### Directions for this task
List all lines of the data that include the string "Tailwind".

— Start Dataset excerpts —

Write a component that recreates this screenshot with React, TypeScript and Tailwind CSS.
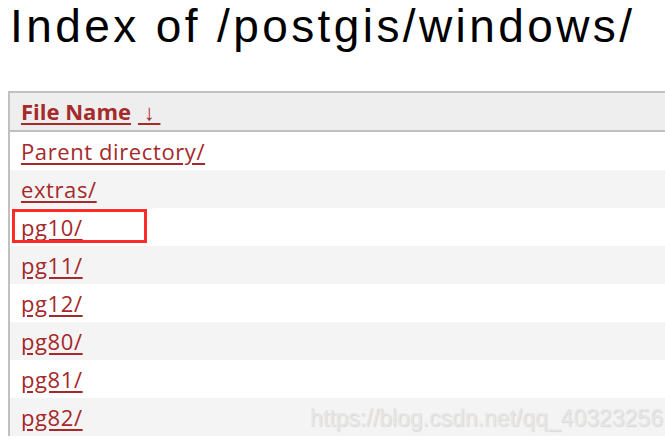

— End Dataset excerpts —
— Start Dataset excerpts —

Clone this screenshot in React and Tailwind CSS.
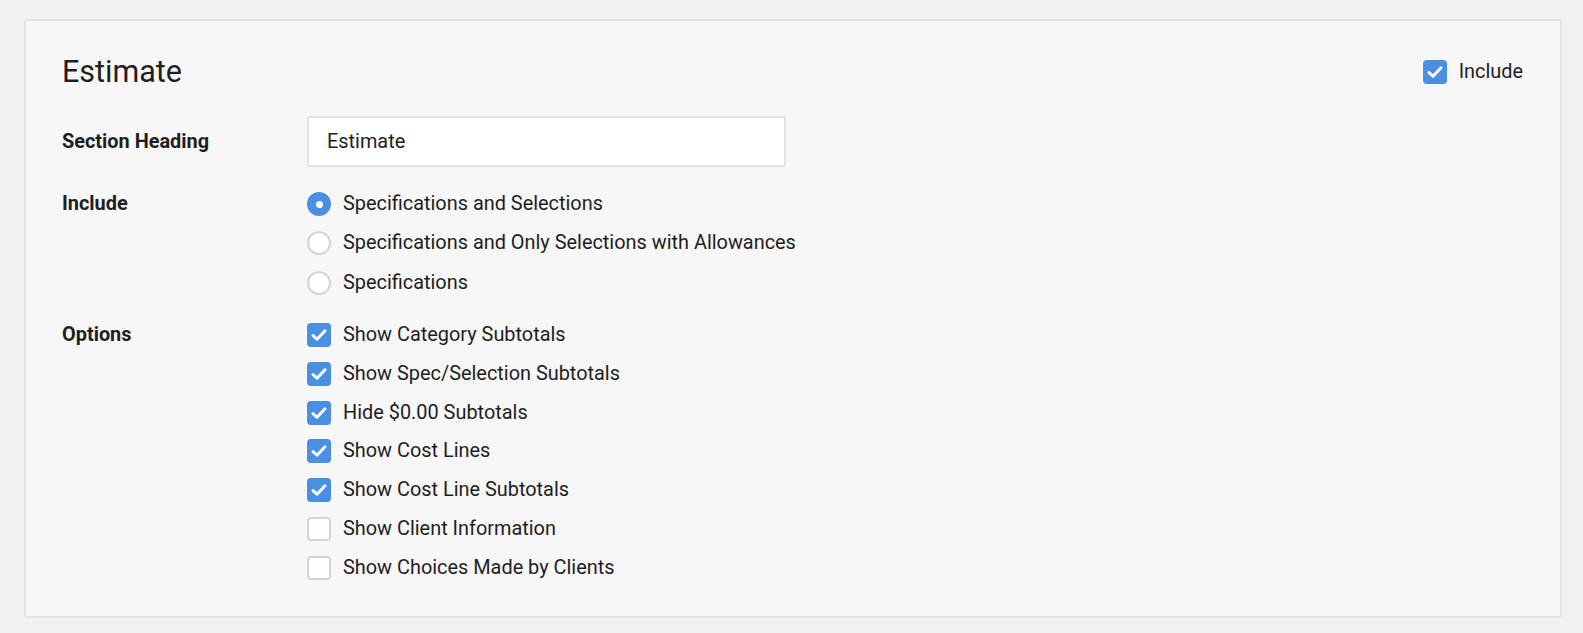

— End Dataset excerpts —
— Start Dataset excerpts —

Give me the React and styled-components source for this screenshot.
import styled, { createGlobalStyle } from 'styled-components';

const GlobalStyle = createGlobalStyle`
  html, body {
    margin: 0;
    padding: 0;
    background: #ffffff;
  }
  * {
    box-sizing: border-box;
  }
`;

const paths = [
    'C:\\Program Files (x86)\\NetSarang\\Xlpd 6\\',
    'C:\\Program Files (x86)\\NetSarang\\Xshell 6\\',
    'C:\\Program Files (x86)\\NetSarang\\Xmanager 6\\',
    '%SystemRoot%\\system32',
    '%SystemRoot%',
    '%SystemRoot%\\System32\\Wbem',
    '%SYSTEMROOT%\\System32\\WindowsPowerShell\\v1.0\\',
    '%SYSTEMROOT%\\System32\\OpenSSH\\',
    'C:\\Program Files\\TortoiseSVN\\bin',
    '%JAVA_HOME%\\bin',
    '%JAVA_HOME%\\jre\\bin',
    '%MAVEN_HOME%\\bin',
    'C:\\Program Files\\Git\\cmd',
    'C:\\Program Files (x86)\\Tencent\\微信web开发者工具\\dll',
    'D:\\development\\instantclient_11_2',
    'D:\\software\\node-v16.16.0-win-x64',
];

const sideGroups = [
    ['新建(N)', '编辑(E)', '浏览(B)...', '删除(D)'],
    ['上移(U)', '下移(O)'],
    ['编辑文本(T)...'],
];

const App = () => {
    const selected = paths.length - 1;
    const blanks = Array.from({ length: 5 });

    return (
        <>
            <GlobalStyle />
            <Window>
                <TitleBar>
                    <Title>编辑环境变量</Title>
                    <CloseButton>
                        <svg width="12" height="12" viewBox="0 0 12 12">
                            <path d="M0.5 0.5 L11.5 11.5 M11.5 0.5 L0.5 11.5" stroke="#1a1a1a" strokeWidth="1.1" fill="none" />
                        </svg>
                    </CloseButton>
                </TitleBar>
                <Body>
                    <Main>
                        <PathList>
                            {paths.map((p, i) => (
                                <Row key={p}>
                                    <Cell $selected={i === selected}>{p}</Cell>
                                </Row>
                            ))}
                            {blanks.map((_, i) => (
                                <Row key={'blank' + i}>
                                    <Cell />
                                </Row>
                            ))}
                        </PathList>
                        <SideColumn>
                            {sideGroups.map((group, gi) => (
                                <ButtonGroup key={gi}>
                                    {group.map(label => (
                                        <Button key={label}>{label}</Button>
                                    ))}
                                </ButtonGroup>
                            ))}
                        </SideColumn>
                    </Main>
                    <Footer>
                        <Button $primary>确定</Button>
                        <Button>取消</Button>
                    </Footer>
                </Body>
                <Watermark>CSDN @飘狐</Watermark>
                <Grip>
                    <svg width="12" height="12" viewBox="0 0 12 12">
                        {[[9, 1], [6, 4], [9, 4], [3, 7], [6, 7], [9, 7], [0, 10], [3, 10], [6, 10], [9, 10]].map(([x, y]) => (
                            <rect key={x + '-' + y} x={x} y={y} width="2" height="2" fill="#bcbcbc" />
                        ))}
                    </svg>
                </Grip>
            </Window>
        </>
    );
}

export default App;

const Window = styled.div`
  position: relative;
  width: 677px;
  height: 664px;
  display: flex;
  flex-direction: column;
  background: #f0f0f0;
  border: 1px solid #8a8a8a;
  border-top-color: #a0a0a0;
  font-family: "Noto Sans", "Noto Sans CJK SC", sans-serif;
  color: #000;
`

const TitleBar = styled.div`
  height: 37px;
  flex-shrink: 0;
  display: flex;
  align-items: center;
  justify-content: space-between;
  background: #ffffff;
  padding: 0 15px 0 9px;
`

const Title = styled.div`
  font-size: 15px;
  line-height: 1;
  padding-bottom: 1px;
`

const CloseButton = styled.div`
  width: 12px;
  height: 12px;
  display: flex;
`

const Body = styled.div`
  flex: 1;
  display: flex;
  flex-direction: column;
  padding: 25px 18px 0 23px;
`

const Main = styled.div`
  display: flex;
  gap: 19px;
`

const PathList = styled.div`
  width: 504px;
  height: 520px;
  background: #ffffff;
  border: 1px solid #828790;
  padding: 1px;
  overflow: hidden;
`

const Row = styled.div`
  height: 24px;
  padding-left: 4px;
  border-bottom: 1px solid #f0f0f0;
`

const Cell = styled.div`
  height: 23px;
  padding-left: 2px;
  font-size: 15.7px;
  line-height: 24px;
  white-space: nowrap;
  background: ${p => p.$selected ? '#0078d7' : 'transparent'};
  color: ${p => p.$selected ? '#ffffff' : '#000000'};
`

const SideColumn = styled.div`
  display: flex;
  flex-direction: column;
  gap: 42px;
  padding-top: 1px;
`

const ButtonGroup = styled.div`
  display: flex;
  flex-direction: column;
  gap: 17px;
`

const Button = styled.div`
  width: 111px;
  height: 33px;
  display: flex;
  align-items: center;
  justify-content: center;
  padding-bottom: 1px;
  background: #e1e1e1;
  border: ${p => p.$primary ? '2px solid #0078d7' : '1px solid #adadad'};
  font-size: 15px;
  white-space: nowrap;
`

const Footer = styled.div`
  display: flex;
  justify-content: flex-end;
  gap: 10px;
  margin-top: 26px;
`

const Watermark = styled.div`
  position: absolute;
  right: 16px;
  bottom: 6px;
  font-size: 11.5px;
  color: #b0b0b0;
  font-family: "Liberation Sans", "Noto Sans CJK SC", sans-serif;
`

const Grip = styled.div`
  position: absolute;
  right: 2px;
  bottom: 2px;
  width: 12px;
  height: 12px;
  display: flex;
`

— End Dataset excerpts —

### In response
Write a component that recreates this screenshot with React, TypeScript and Tailwind CSS.
Clone this screenshot in React and Tailwind CSS.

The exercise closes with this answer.